SUPPLIED DATA:
____

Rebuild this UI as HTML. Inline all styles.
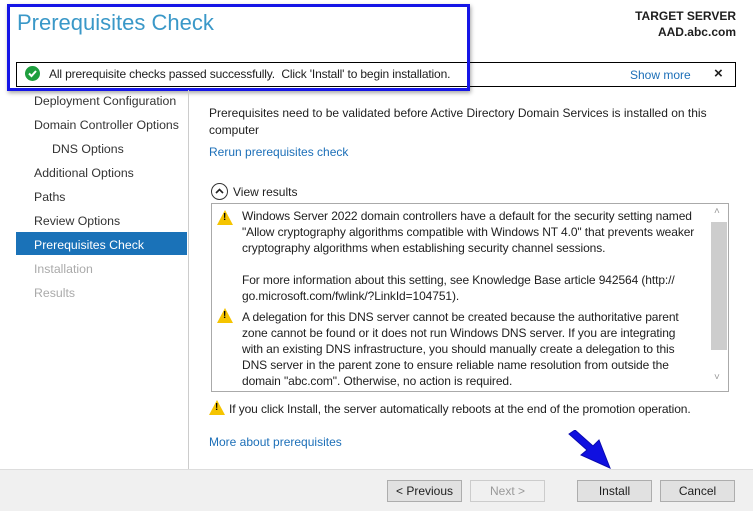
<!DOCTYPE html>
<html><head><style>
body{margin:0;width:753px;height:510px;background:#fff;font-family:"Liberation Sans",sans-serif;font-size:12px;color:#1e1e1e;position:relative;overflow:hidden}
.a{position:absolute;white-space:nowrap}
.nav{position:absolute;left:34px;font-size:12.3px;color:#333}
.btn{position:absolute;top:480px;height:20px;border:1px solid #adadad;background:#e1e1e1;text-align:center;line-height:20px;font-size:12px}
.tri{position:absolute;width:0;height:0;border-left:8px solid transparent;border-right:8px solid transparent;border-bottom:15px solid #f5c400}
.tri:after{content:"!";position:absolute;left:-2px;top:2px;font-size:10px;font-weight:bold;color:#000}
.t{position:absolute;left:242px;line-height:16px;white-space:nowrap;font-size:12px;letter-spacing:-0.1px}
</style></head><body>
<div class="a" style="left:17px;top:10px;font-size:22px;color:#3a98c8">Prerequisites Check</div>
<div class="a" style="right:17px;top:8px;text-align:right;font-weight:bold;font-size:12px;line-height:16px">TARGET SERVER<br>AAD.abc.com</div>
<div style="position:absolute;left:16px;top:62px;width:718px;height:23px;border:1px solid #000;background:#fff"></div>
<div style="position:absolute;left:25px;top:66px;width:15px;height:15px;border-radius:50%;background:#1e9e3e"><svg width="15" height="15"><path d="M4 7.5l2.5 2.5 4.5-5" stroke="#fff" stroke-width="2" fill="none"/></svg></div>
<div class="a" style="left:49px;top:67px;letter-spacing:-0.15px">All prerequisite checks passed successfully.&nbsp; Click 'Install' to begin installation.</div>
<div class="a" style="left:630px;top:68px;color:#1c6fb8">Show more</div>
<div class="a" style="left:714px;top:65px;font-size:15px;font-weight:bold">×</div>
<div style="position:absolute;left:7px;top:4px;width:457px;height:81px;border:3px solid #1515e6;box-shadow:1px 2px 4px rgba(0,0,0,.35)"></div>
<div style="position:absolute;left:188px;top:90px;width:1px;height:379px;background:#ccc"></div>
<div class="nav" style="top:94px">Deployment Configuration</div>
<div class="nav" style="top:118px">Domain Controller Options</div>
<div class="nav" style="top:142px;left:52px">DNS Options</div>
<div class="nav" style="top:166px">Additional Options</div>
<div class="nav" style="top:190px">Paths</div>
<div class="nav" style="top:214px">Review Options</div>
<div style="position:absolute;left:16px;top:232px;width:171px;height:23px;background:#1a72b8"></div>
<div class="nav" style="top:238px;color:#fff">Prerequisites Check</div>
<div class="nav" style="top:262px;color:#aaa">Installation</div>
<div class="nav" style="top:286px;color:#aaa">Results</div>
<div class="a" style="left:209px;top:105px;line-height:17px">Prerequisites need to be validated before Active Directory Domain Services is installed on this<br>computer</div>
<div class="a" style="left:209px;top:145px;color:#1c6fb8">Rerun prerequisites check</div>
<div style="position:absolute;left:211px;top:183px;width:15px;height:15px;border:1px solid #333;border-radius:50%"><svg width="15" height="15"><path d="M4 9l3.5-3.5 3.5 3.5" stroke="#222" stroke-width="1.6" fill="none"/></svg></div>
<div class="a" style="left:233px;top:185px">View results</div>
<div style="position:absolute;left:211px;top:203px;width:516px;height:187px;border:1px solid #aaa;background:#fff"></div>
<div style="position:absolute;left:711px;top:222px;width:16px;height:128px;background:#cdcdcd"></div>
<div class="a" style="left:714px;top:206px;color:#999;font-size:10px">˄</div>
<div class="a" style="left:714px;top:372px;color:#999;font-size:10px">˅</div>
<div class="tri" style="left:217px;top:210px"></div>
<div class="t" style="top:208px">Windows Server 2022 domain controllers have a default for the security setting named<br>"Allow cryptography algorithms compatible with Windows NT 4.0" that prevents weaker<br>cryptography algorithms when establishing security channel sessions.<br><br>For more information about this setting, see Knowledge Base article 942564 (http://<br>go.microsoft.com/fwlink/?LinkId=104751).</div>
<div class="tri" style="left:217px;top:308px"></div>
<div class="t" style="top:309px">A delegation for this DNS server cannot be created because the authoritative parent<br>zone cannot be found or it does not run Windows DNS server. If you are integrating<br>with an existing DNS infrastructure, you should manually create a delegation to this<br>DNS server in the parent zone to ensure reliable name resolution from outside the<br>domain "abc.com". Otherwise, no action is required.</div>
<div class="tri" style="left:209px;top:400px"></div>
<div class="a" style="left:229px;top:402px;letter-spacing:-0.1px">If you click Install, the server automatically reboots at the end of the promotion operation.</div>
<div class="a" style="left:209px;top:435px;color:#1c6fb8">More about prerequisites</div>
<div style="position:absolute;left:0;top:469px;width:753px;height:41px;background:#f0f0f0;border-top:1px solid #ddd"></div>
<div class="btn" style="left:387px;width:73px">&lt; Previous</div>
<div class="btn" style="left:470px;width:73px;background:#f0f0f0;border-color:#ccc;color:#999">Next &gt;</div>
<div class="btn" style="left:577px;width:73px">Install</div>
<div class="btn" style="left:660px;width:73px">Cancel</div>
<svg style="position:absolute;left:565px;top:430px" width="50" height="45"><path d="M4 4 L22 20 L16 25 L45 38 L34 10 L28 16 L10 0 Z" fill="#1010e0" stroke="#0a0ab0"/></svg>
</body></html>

____

TO DO: The listing above must be printed again exactly, minus its pictures.

REPLY TO THE TASK:
Rebuild this UI as HTML. Inline all styles.
<!DOCTYPE html>
<html><head><style>
body{margin:0;width:753px;height:510px;background:#fff;font-family:"Liberation Sans",sans-serif;font-size:12px;color:#1e1e1e;position:relative;overflow:hidden}
.a{position:absolute;white-space:nowrap}
.nav{position:absolute;left:34px;font-size:12.3px;color:#333}
.btn{position:absolute;top:480px;height:20px;border:1px solid #adadad;background:#e1e1e1;text-align:center;line-height:20px;font-size:12px}
.tri{position:absolute;width:0;height:0;border-left:8px solid transparent;border-right:8px solid transparent;border-bottom:15px solid #f5c400}
.tri:after{content:"!";position:absolute;left:-2px;top:2px;font-size:10px;font-weight:bold;color:#000}
.t{position:absolute;left:242px;line-height:16px;white-space:nowrap;font-size:12px;letter-spacing:-0.1px}
</style></head><body>
<div class="a" style="left:17px;top:10px;font-size:22px;color:#3a98c8">Prerequisites Check</div>
<div class="a" style="right:17px;top:8px;text-align:right;font-weight:bold;font-size:12px;line-height:16px">TARGET SERVER<br>AAD.abc.com</div>
<div style="position:absolute;left:16px;top:62px;width:718px;height:23px;border:1px solid #000;background:#fff"></div>
<div style="position:absolute;left:25px;top:66px;width:15px;height:15px;border-radius:50%;background:#1e9e3e"><svg width="15" height="15"><path d="M4 7.5l2.5 2.5 4.5-5" stroke="#fff" stroke-width="2" fill="none"/></svg></div>
<div class="a" style="left:49px;top:67px;letter-spacing:-0.15px">All prerequisite checks passed successfully.&nbsp; Click 'Install' to begin installation.</div>
<div class="a" style="left:630px;top:68px;color:#1c6fb8">Show more</div>
<div class="a" style="left:714px;top:65px;font-size:15px;font-weight:bold">×</div>
<div style="position:absolute;left:7px;top:4px;width:457px;height:81px;border:3px solid #1515e6;box-shadow:1px 2px 4px rgba(0,0,0,.35)"></div>
<div style="position:absolute;left:188px;top:90px;width:1px;height:379px;background:#ccc"></div>
<div class="nav" style="top:94px">Deployment Configuration</div>
<div class="nav" style="top:118px">Domain Controller Options</div>
<div class="nav" style="top:142px;left:52px">DNS Options</div>
<div class="nav" style="top:166px">Additional Options</div>
<div class="nav" style="top:190px">Paths</div>
<div class="nav" style="top:214px">Review Options</div>
<div style="position:absolute;left:16px;top:232px;width:171px;height:23px;background:#1a72b8"></div>
<div class="nav" style="top:238px;color:#fff">Prerequisites Check</div>
<div class="nav" style="top:262px;color:#aaa">Installation</div>
<div class="nav" style="top:286px;color:#aaa">Results</div>
<div class="a" style="left:209px;top:105px;line-height:17px">Prerequisites need to be validated before Active Directory Domain Services is installed on this<br>computer</div>
<div class="a" style="left:209px;top:145px;color:#1c6fb8">Rerun prerequisites check</div>
<div style="position:absolute;left:211px;top:183px;width:15px;height:15px;border:1px solid #333;border-radius:50%"><svg width="15" height="15"><path d="M4 9l3.5-3.5 3.5 3.5" stroke="#222" stroke-width="1.6" fill="none"/></svg></div>
<div class="a" style="left:233px;top:185px">View results</div>
<div style="position:absolute;left:211px;top:203px;width:516px;height:187px;border:1px solid #aaa;background:#fff"></div>
<div style="position:absolute;left:711px;top:222px;width:16px;height:128px;background:#cdcdcd"></div>
<div class="a" style="left:714px;top:206px;color:#999;font-size:10px">˄</div>
<div class="a" style="left:714px;top:372px;color:#999;font-size:10px">˅</div>
<div class="tri" style="left:217px;top:210px"></div>
<div class="t" style="top:208px">Windows Server 2022 domain controllers have a default for the security setting named<br>"Allow cryptography algorithms compatible with Windows NT 4.0" that prevents weaker<br>cryptography algorithms when establishing security channel sessions.<br><br>For more information about this setting, see Knowledge Base article 942564 (http://<br>go.microsoft.com/fwlink/?LinkId=104751).</div>
<div class="tri" style="left:217px;top:308px"></div>
<div class="t" style="top:309px">A delegation for this DNS server cannot be created because the authoritative parent<br>zone cannot be found or it does not run Windows DNS server. If you are integrating<br>with an existing DNS infrastructure, you should manually create a delegation to this<br>DNS server in the parent zone to ensure reliable name resolution from outside the<br>domain "abc.com". Otherwise, no action is required.</div>
<div class="tri" style="left:209px;top:400px"></div>
<div class="a" style="left:229px;top:402px;letter-spacing:-0.1px">If you click Install, the server automatically reboots at the end of the promotion operation.</div>
<div class="a" style="left:209px;top:435px;color:#1c6fb8">More about prerequisites</div>
<div style="position:absolute;left:0;top:469px;width:753px;height:41px;background:#f0f0f0;border-top:1px solid #ddd"></div>
<div class="btn" style="left:387px;width:73px">&lt; Previous</div>
<div class="btn" style="left:470px;width:73px;background:#f0f0f0;border-color:#ccc;color:#999">Next &gt;</div>
<div class="btn" style="left:577px;width:73px">Install</div>
<div class="btn" style="left:660px;width:73px">Cancel</div>
<svg style="position:absolute;left:565px;top:430px" width="50" height="45"><path d="M4 4 L22 20 L16 25 L45 38 L34 10 L28 16 L10 0 Z" fill="#1010e0" stroke="#0a0ab0"/></svg>
</body></html>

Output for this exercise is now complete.